Equitable Tolling and Its Applicability
The court also addressed the issue of equitable tolling, concluding that it did not apply to extend the claims period under the GCA for Outfront's tax refund claims. The court noted that equitable tolling may suspend the statute of limitations when a party has multiple legal remedies and reasonably pursues one without prejudicing the defendant. However, the court found that Outfront's actions did not meet the criteria for equitable tolling since the initial claims period had expired well before Outfront pursued its appeal of the City’s assessment.
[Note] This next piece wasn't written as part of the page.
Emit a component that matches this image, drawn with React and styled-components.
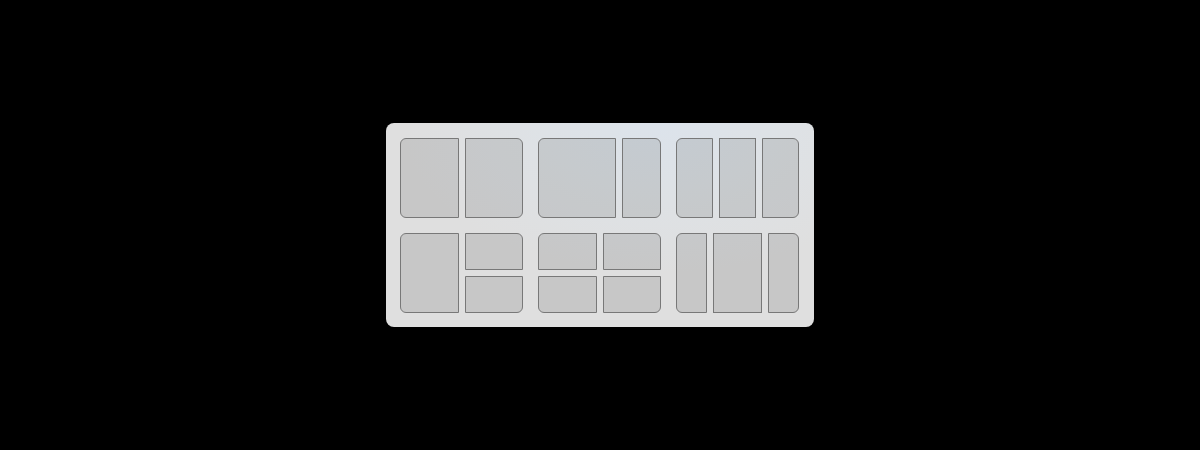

The court explained that the audit conducted by the City was not initiated by Outfront and did not serve as an actionable remedy to toll the claims period for the overpayments. The court ultimately stated that the timeline of events indicated that Outfront's failure to assert a timely claim was not due to any reasonable pursuit of an alternative remedy but rather an oversight in filing the claim. Therefore, the court held that equitable tolling could not be used to excuse Outfront's untimely filing under the GCA.
Conclusion of the Court
In conclusion, the Court of Appeal reversed the trial court's grant of the writ of mandate, affirming that Outfront had an adequate legal remedy through a refund action and that its claim was untimely. The court dismissed Outfront's appeal regarding attorney fees as moot, given the reversal of the underlying petition. The court's decision reinforced the established legal principles that a writ of mandate is only appropriate when no adequate legal remedy is available and that strict adherence to statutory timelines is crucial in government claims. The ruling underscored the importance of timely action in tax-related matters and clarified the procedural requirements necessary for seeking refunds. Overall, the court's reasoning highlighted the interplay between administrative decisions and legal remedies, emphasizing that a claimant must pursue the appropriate legal channels within specified time frames to maintain their rights.